Every year before the 1980s Pytlak once explained, Kodak shot many thousands of feet of negative footage using a live model and sent its own “China Girl” to film labs. “Trouble was,” said Pytlak, “that it was a bit different each year, with a different model and slightly different lighting. It was primarily intended as ‘representative’ footage, and not a standard.”

So, in 1982 he developed an “LAD Girl” by filming two 400-foot rolls of 5247 film, “and all film supplied since is made from the same original negative, either as a duplicate negative, and now as a digital intermediate.” Kodak stored the original footage carefully, to ensure that it retained its original images. (Similar products are available for correct digital film projection.)

By the 1980s awareness was high of the pervasive rot of gender and ethnicity stereotyping, but while Kodak ditched the “China” characterization of the figures, it oddly did not seize the opportunity to dispense with the colored “Girl” of eight decades; it apparently was indifferent to the obvious irony of disseminating a “lad”-girl, now gender confused as well as infantilized.

Comments (3)

  1. Vanwall Green on February 22, 2014

    Every once in a while I’d see one fleetingly as a kid in the early 1960s, but not for a very long time, now. Interesting that unknown women influenced visuals in popular culture for so long, willy and nilly. BTW, I dunno about China Girls-to-movie stars, but the lower right-hand face in the fourth series of pictures looks an awful lot like Ava Gardner; perhaps it was a case of running with what was handy.

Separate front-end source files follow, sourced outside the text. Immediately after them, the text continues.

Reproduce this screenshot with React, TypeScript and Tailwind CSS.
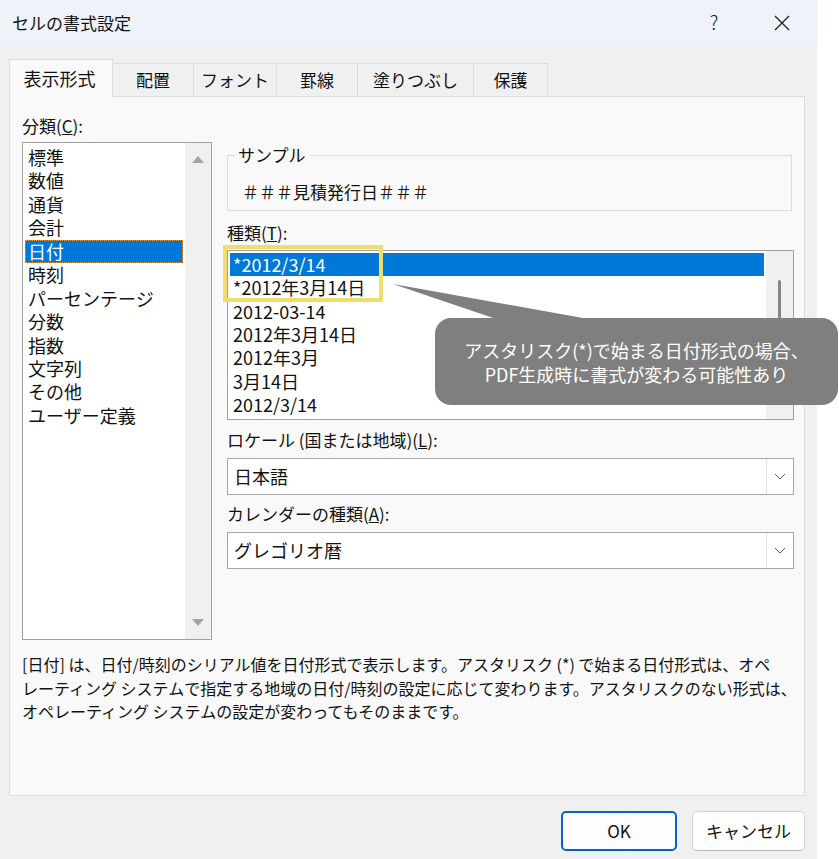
import React from "react";

const tabs = [
  { label: "表示形式", w: "w-[104px]", active: true },
  { label: "配置", w: "w-[82px]" },
  { label: "フォント", w: "w-[84px]" },
  { label: "罫線", w: "w-[82px]" },
  { label: "塗りつぶし", w: "w-[117px]" },
  { label: "保護", w: "w-[75px]" },
];

const categories = [
  "標準",
  "数値",
  "通貨",
  "会計",
  "日付",
  "時刻",
  "パーセンテージ",
  "分数",
  "指数",
  "文字列",
  "その他",
  "ユーザー定義",
];

const formats = [
  "*2012/3/14",
  "*2012年3月14日",
  "2012-03-14",
  "2012年3月14日",
  "2012年3月",
  "3月14日",
  "2012/3/14",
];

function Chevron() {
  return (
    <svg width="12" height="7" viewBox="0 0 12 7" fill="none">
      <polyline points="1,1 6,6 11,1" stroke="#606060" strokeWidth="1" />
    </svg>
  );
}

function Combo({ value }: { value: string }) {
  return (
    <div className="flex h-[37px] border border-[#a6a6a6] bg-white">
      <div className="flex-1 pl-[6px] text-[18px] leading-[35px]">{value}</div>
      <div className="flex w-[27px] items-center justify-center border-l border-[#e3e3e3]">
        <Chevron />
      </div>
    </div>
  );
}

export default function App() {
  return (
    <div className="relative h-[859px] w-[839px] overflow-hidden bg-white font-['Noto_Sans_CJK_JP','Noto_Sans',sans-serif] text-[#111]">
      <div className="flex h-[859px] w-[817px] flex-col bg-[#f0f0f0]">
        {/* title bar */}
        <div className="flex h-[45px] items-center bg-[#eef2f9] pl-[12px] text-[17px]">
          <span className="flex-1">セルの書式設定</span>
          <span className="w-[20px] text-center text-[19px] font-light">?</span>
          <div className="ml-[50px] mr-[27px] w-[16px]">
            <svg width="16" height="16" viewBox="0 0 16 16">
              <line x1="1" y1="1" x2="15" y2="15" stroke="#222" strokeWidth="1.2" />
              <line x1="15" y1="1" x2="1" y2="15" stroke="#222" strokeWidth="1.2" />
            </svg>
          </div>
        </div>

        <div className="px-[9px] pt-[14px]">
          {/* tabs */}
          <div className="flex h-[37px] items-end">
            {tabs.map((t) =>
              t.active ? (
                <div
                  key={t.label}
                  className={`relative z-10 -mb-px flex h-[38px] ${t.w} items-center justify-center border border-b-0 border-[#dcdcdc] bg-[#f9f9f9] pr-[3px] text-[18px]`}
                >
                  {t.label}
                </div>
              ) : (
                <div
                  key={t.label}
                  className={`-ml-px flex h-[33px] ${t.w} items-center justify-center border border-b-0 border-[#dcdcdc] bg-[#f0f0f0] text-[17px]`}
                >
                  {t.label}
                </div>
              )
            )}
          </div>

          {/* panel */}
          <div className="h-[700px] w-[796px] border border-[#dcdcdc] bg-[#f9f9f9] pl-[12px] pr-[10px] pt-[17px]">
            <div className="grid grid-cols-[190px_1fr] gap-x-[15px]">
              {/* left column */}
              <div>
                <div className="h-[24px] text-[17px] leading-[24px]">
                  分類(<span className="underline">C</span>):
                </div>
                <div className="mt-[4px] flex h-[498px] border border-[#a0a0a0] bg-white">
                  <div className="flex-1 px-[2px] pt-[3px]">
                    {categories.map((c) =>
                      c === "日付" ? (
                        <div
                          key={c}
                          className="h-[23.45px] bg-[#0078d7] pl-[3px] text-[18px] leading-[23.45px] text-white outline-1 outline-dotted outline-[#e8a040] -outline-offset-1"
                        >
                          {c}
                        </div>
                      ) : (
                        <div key={c} className="h-[23.45px] pl-[3px] text-[18px] leading-[23.45px]">
                          {c}
                        </div>
                      )
                    )}
                  </div>
                  <div className="flex w-[26px] flex-col items-center justify-between bg-[#f0f0f0] pb-[13px] pt-[13px]">
                    <svg width="12" height="7" viewBox="0 0 12 7">
                      <polygon points="6,0 12,7 0,7" fill="#a3a3a3" />
                    </svg>
                    <svg width="12" height="7" viewBox="0 0 12 7">
                      <polygon points="0,0 12,0 6,7" fill="#a3a3a3" />
                    </svg>
                  </div>
                </div>
              </div>

              {/* right column */}
              <div className="pt-[29px]">
                <fieldset className="w-[565px] border border-[#dcdcdc] pb-[6px] pl-[14px]">
                  <legend className="ml-[-7px] px-[3px] text-[17px] leading-[24px]">サンプル</legend>
                  <div className="pt-[13px] text-[17px] leading-[24px]">＃＃＃見積発行日＃＃＃</div>
                </fieldset>

                <div className="mt-[10px] h-[24px] text-[17px] leading-[24px]">
                  種類(<span className="underline">T</span>):
                </div>
                <div className="relative mt-[5px] flex h-[170px] border border-[#a0a0a0] bg-white">
                  <div className="flex-1 px-[2px] pt-[2px]">
                    {formats.map((f, i) =>
                      i === 0 ? (
                        <div key={i} className="h-[23.35px] bg-[#0078d7] pl-[3px] text-[18px] leading-[23.35px] text-white">
                          {f}
                        </div>
                      ) : (
                        <div key={i} className="h-[23.35px] pl-[3px] text-[18px] leading-[23.35px]">
                          {f}
                        </div>
                      )
                    )}
                  </div>
                  <div className="flex w-[27px] justify-center bg-[#f0f0f0] pt-[29px]">
                    <div className="h-[60px] w-[3px] rounded-full bg-[#858585]" />
                  </div>
                  <div className="absolute left-[-5px] top-[-6px] h-[57px] w-[160px] border-[4px] border-[#f2dc6c]" />
                </div>

                <div className="mt-[8px] h-[24px] text-[17px] leading-[24px]">
                  ロケール (国または地域)(<span className="underline">L</span>):
                </div>
                <div className="mt-[6px]">
                  <Combo value="日本語" />
                </div>
                <div className="mt-[7px] h-[24px] text-[17px] leading-[24px]">
                  カレンダーの種類(<span className="underline">A</span>):
                </div>
                <div className="mt-[6px]">
                  <Combo value="グレゴリオ暦" />
                </div>
              </div>
            </div>

            <div className="mt-[13px] whitespace-nowrap text-[16px] leading-[23.5px]">
              <div>[日付] は、日付/時刻のシリアル値を日付形式で表示します。アスタリスク (*) で始まる日付形式は、オペ</div>
              <div>レーティング システムで指定する地域の日付/時刻の設定に応じて変わります。アスタリスクのない形式は、</div>
              <div>オペレーティング システムの設定が変わってもそのままです。</div>
            </div>
          </div>

          {/* buttons */}
          <div className="mt-[15px] flex w-[796px] justify-end gap-[15px]">
            <button className="h-[40px] w-[116px] rounded-[5px] border-2 border-[#0067c0] bg-[#fdfdfd] text-[17px]">
              OK
            </button>
            <button className="h-[40px] w-[113px] rounded-[5px] border border-[#d3d3d3] border-b-[#b8b8b8] bg-[#fdfdfd] text-[17px]">
              キャンセル
            </button>
          </div>
        </div>
      </div>

      {/* callout */}
      <svg className="absolute left-[390px] top-[280px]" width="220" height="45" viewBox="0 0 220 45">
        <polygon points="3,4 215,42 115,42" fill="#7f7f7f" />
      </svg>
      <div className="absolute left-[435px] top-[318px] flex h-[87px] w-[403px] flex-col items-center justify-center rounded-[16px] bg-[#7f7f7f] text-[18px] leading-[24px] text-white">
        <div>アスタリスク(*)で始まる日付形式の場合、</div>
        <div>PDF生成時に書式が変わる可能性あり</div>
      </div>
    </div>
  );
}
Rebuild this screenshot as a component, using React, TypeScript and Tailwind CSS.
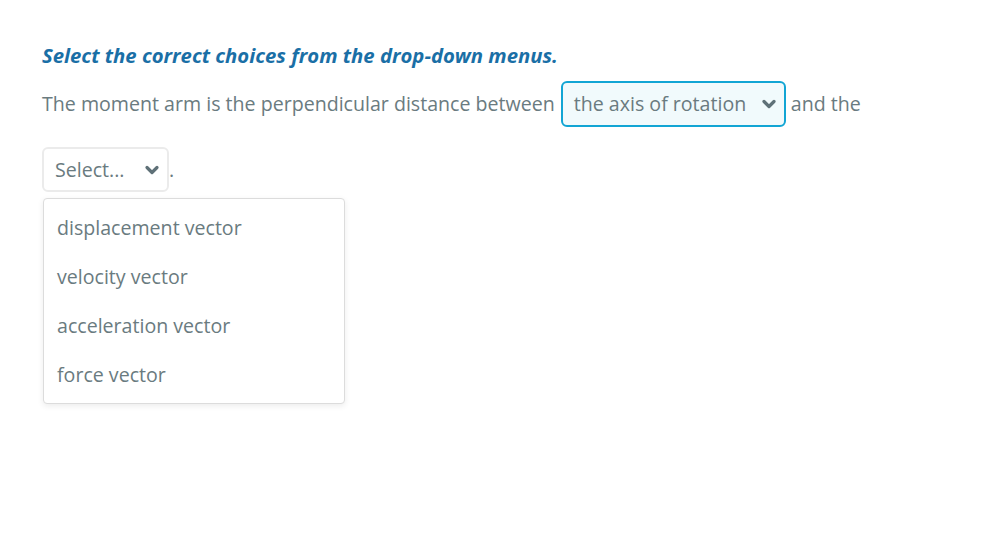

  2. Peter Monaghan on February 22, 2014

    Vanwall: apparently Quentin Tarantino makes some sort of use of the concept, in one or two of his things including “Death Proof” where he magpies an April March close cover of “Laisse tomber les filles,” a Serge Gainsbourg aptly “you’ll-get-yours-from-a-chick” hit that France Gall topped French charts with in 1964. I guess the China Girl fits well with his tendencies towards self-forgiving indulgence of nostalgia for eras-of-misuse-of-women. Not sure of the details, as that would require watching another of his… films.